Slowly but surely, we're informing ourselves. Like the passengers on Flight 93, we're sharing with each other what little pieces of information we can gather, and the reality of our situation is collectively beginning to sink in.
Citizen Warrior is the author of the book, Getting Through: How to Talk to Non-Muslims About the Disturbing Nature of Islam and also writes for Inquiry Into Islam, History is Fascinating, and Foundation for Coexistence.
3 comments:
Reposted. Excellent example.
the line that "the three Abrahamic religions" are similar to each other
The entire notion of "Abrahamic religions" is a Muslim invention (you never heard the phrase prior to 9/11), intended to:
1) create a false equivalence between Islam and Christianity/Judaism in Western minds
2) expropriate Judeochristian symbols, as the Quran does throughout its text
3) weaken resistance to Islam ("it's just like Christianity!")

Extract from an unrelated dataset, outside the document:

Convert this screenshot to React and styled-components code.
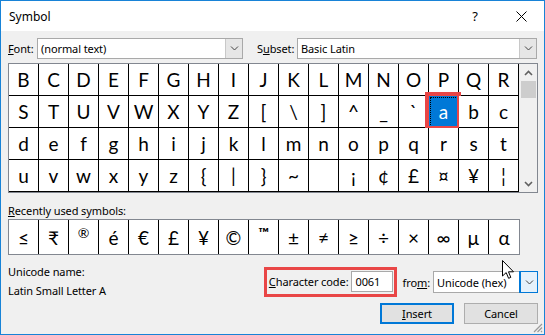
import React from "react";
import styled, { createGlobalStyle } from "styled-components";

const ui = `"Noto Sans", "Open Sans", sans-serif`;
const symFont = `Lato, "Noto Sans", "DejaVu Sans", sans-serif`;
const red = "#e94646";

const Global = createGlobalStyle`
  html, body { margin: 0; padding: 0; background: #f0f0f0; }
  * { box-sizing: border-box; }
`;

const Window = styled.div`
  position: relative;
  width: 545px;
  height: 335px;
  border: 1px solid #1883d7;
  background: #f0f0f0;
  display: flex;
  flex-direction: column;
  font-family: ${ui};
  font-size: 11px;
  letter-spacing: -0.1px;
  color: #000;
  overflow: hidden;
`;

const TitleBar = styled.div`
  height: 30px;
  flex-shrink: 0;
  background: #fff;
  display: flex;
  align-items: center;
  padding-left: 8px;
`;

const Title = styled.div`
  flex: 1;
  font-size: 12px;
  letter-spacing: 0;
`;

const TitleButton = styled.div`
  width: 46px;
  height: 30px;
  display: flex;
  align-items: center;
  justify-content: center;
  font-size: 13px;
  color: #000;
`;

const Body = styled.div`
  padding: 0 6px 0 6px;
  display: flex;
  flex-direction: column;
`;

const FontRow = styled.div`
  margin-top: 7px;
  display: grid;
  grid-template-columns: 30px 206px 14px 40px 240px;
  align-items: center;
  height: 21px;
`;

const Label = styled.span`
  white-space: nowrap;
  u { text-decoration: underline; }
`;

const Combo = styled.div`
  height: ${(p) => p.$h || 21}px;
  border: 1px solid #a9a9a9;
  background: #fff;
  display: flex;
  align-items: center;
  padding-left: 3px;
`;

const ComboText = styled.span`
  flex: 1;
  white-space: nowrap;
`;

const DropButton = styled.div`
  width: 17px;
  align-self: stretch;
  display: flex;
  align-items: center;
  justify-content: center;
  background: ${(p) => (p.$hot ? "#e5f1fb" : "#e6e6e6")};
  border-left: 1px solid ${(p) => (p.$hot ? "#0078d7" : "#c8c8c8")};
  outline: ${(p) => (p.$hot ? "1px solid #0078d7" : "none")};
`;

const CharFrame = styled.div`
  margin-top: 4px;
  margin-left: 1px;
  width: 530px;
  border: 1px solid #828790;
  display: flex;
`;

const CharGrid = styled.div`
  display: grid;
  grid-template-columns: repeat(17, 30px);
  grid-auto-rows: 32px;
  background: #fff;
`;

const Cell = styled.div`
  position: relative;
  border-right: ${(p) => (p.$last ? "none" : "1px solid #000")};
  border-bottom: ${(p) => (p.$row ? "1px solid #000" : "none")};
  display: flex;
  align-items: center;
  justify-content: center;
  font-family: ${symFont};
  font-size: 19px;
  letter-spacing: 0;
  color: ${(p) => (p.$selected ? "#fff" : "#000")};
  background: ${(p) => (p.$selected ? "#0078d7" : "#fff")};
  outline: ${(p) => (p.$selected ? "1px dotted #000" : "none")};
  outline-offset: -2px;
`;

const Sup = styled.span`
  font-size: 14px;
  font-weight: ${(p) => (p.$bold ? 700 : 400)};
  position: relative;
  top: -5px;
`;

const Callout = styled.div`
  position: absolute;
  top: -4px;
  left: -4px;
  right: -3px;
  bottom: -3px;
  border: 4px solid ${red};
  pointer-events: none;
`;

const ScrollBar = styled.div`
  width: 18px;
  background: #f0f0f0;
  display: flex;
  flex-direction: column;
  align-items: center;
`;

const ScrollArrow = styled.div`
  height: 17px;
  width: 100%;
  display: flex;
  align-items: center;
  justify-content: center;
`;

const Thumb = styled.div`
  width: 15px;
  height: 17px;
  background: #cdcdcd;
`;

const Spacer = styled.div`
  flex: 1;
`;

const SectionLabel = styled.div`
  margin-top: 9px;
  margin-left: 1px;
  height: 17px;
  line-height: 17px;
`;

const RecentBox = styled.div`
  margin-left: 1px;
  width: 512px;
  height: 36px;
  border: 1px solid #828790;
  background: #fff;
  display: grid;
  grid-template-columns: repeat(17, 30px);
`;

const Bottom = styled.div`
  margin-top: 9px;
  display: flex;
  justify-content: space-between;
`;

const InfoBlock = styled.div`
  margin-left: 1px;
  display: flex;
  flex-direction: column;
  gap: 3px;
  line-height: 16px;
`;

const Controls = styled.div`
  padding-top: 3px;
  display: flex;
  flex-direction: column;
  align-items: flex-end;
  gap: 6px;
`;

const CodeRow = styled.div`
  display: flex;
  align-items: center;
`;

const CalloutBox = styled.div`
  border: 3px solid ${red};
  padding: 1px 1px 2px 2px;
  display: flex;
  align-items: center;
  gap: 3px;
`;

const CodeInput = styled.div`
  width: 42px;
  height: 21px;
  border: 1px solid #a9a9a9;
  background: #fff;
  padding-left: 3px;
  display: flex;
  align-items: center;
`;

const FromLabel = styled(Label)`
  margin: 0 3px 0 5px;
`;

const ButtonRow = styled.div`
  display: flex;
  gap: 10px;
`;

const Button = styled.div`
  width: 74px;
  height: 21px;
  background: #e1e1e1;
  border: ${(p) => (p.$default ? "2px solid #0078d7" : "1px solid #adadad")};
  display: flex;
  align-items: center;
  justify-content: center;
  u { text-decoration: underline; }
`;

const Cursor = styled.svg`
  position: absolute;
  left: 501px;
  top: 259px;
`;

const Grip = styled.svg`
  position: absolute;
  right: 1px;
  bottom: 1px;
`;

const rows = [
  ["B", "C", "D", "E", "F", "G", "H", "I", "J", "K", "L", "M", "N", "O", "P", "Q", "R"],
  ["S", "T", "U", "V", "W", "X", "Y", "Z", "[", "\\", "]", "^", "_", "`", "a", "b", "c"],
  ["d", "e", "f", "g", "h", "i", "j", "k", "l", "m", "n", "o", "p", "q", "r", "s", "t"],
  ["u", "v", "w", "x", "y", "z", "{", "|", "}", "~", "", "¡", "¢", "£", "¤", "¥", "¦"],
];

const recent = ["≤", "₹", "®", "é", "€", "£", "¥", "©", "™", "±", "≠", "≥", "÷", "×", "∞", "µ", "α"];

function Chevron({ up, color = "#606060" }) {
  return (
    <svg width="9" height="6" viewBox="0 0 9 6">
      <path
        d={up ? "M1 5 L4.5 1.5 L8 5" : "M1 1 L4.5 4.5 L8 1"}
        fill="none"
        stroke={color}
        strokeWidth="1.6"
      />
    </svg>
  );
}

function SmallChevron() {
  return (
    <svg width="9" height="5" viewBox="0 0 9 5">
      <path d="M1 0.5 L4.5 4 L8 0.5" fill="none" stroke="#444" strokeWidth="1" />
    </svg>
  );
}

function RecentGlyph({ ch }) {
  if (ch === "®") return <Sup>{ch}</Sup>;
  if (ch === "™") return <Sup $bold>{ch}</Sup>;
  return ch;
}

export default function App() {
  return (
    <>
      <Global />
      <Window>
        <TitleBar>
          <Title>Symbol</Title>
          <TitleButton>?</TitleButton>
          <TitleButton>
            <svg width="11" height="11" viewBox="0 0 11 11">
              <path d="M0.5 0.5 L10.5 10.5 M10.5 0.5 L0.5 10.5" stroke="#000" strokeWidth="1" />
            </svg>
          </TitleButton>
        </TitleBar>
        <Body>
          <FontRow>
            <Label style={{ marginLeft: 1 }}>
              <u>F</u>ont:
            </Label>
            <Combo>
              <ComboText>(normal text)</ComboText>
              <DropButton>
                <SmallChevron />
              </DropButton>
            </Combo>
            <span />
            <Label>
              S<u>u</u>bset:
            </Label>
            <Combo>
              <ComboText>Basic Latin</ComboText>
              <DropButton>
                <SmallChevron />
              </DropButton>
            </Combo>
          </FontRow>

          <CharFrame>
            <CharGrid>
              {rows.map((row, r) =>
                row.map((ch, c) => {
                  const selected = r === 1 && c === 14;
                  return (
                    <Cell key={`${r}-${c}`} $row={true} $selected={selected}>
                      {ch}
                      {selected && <Callout />}
                    </Cell>
                  );
                })
              )}
            </CharGrid>
            <ScrollBar>
              <ScrollArrow>
                <Chevron up />
              </ScrollArrow>
              <Thumb />
              <Spacer />
              <ScrollArrow>
                <Chevron />
              </ScrollArrow>
            </ScrollBar>
          </CharFrame>

          <SectionLabel>
            <Label>
              <u>R</u>ecently used symbols:
            </Label>
          </SectionLabel>
          <RecentBox>
            {recent.map((ch, i) => (
              <Cell key={i} $last={i === recent.length - 1}>
                <RecentGlyph ch={ch} />
              </Cell>
            ))}
          </RecentBox>

          <Bottom>
            <InfoBlock>
              <span>Unicode name:</span>
              <span>Latin Small Letter A</span>
            </InfoBlock>
            <Controls>
              <CodeRow>
                <CalloutBox>
                  <Label>
                    <u>C</u>haracter code:
                  </Label>
                  <CodeInput>0061</CodeInput>
                </CalloutBox>
                <FromLabel>
                  fro<u>m</u>:
                </FromLabel>
                <Combo $h={22} style={{ width: 105 }}>
                  <ComboText>Unicode (hex)</ComboText>
                  <DropButton $hot>
                    <SmallChevron />
                  </DropButton>
                </Combo>
              </CodeRow>
              <ButtonRow>
                <Button $default>
                  <span>
                    <u>I</u>nsert
                  </span>
                </Button>
                <Button>Cancel</Button>
              </ButtonRow>
            </Controls>
          </Bottom>
        </Body>

        <Cursor width="13" height="20" viewBox="0 0 13 20">
          <path
            d="M0.5 0.5 L0.5 16 L4.2 12.6 L6.6 18.3 L8.8 17.4 L6.5 11.8 L11.5 11.8 Z"
            fill="#fff"
            stroke="#000"
            strokeWidth="1"
          />
        </Cursor>
        <Grip width="10" height="10" viewBox="0 0 10 10">
          <path d="M9 1 L1 9 M9 4.5 L4.5 9 M9 8 L8 9" stroke="#9a9a9a" strokeWidth="1.2" />
        </Grip>
      </Window>
    </>
  );
}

I've even seen grossly offensive "Jesus is an Islamic prophet" signs on the sides of buses.
Oh, it p*sses me off so much when people suggest an equivalence between Christianity, Judaism and Islam. Or when they see all the trouble in Israel or wherever and throw up their hands and say 'well, this is the fault of religion; it's all bad, let's just get rid of it'. Of course there are problems in all religions but it's very intellectually lazy to just assume that Judaism, Christianity and Islam are basically the same.
The trouble with the 'Abrahamic faiths' nonsense is of course that it sounds like a statement of interfaith dialogue and tolerance, but it is actually said as a statement of supremacy.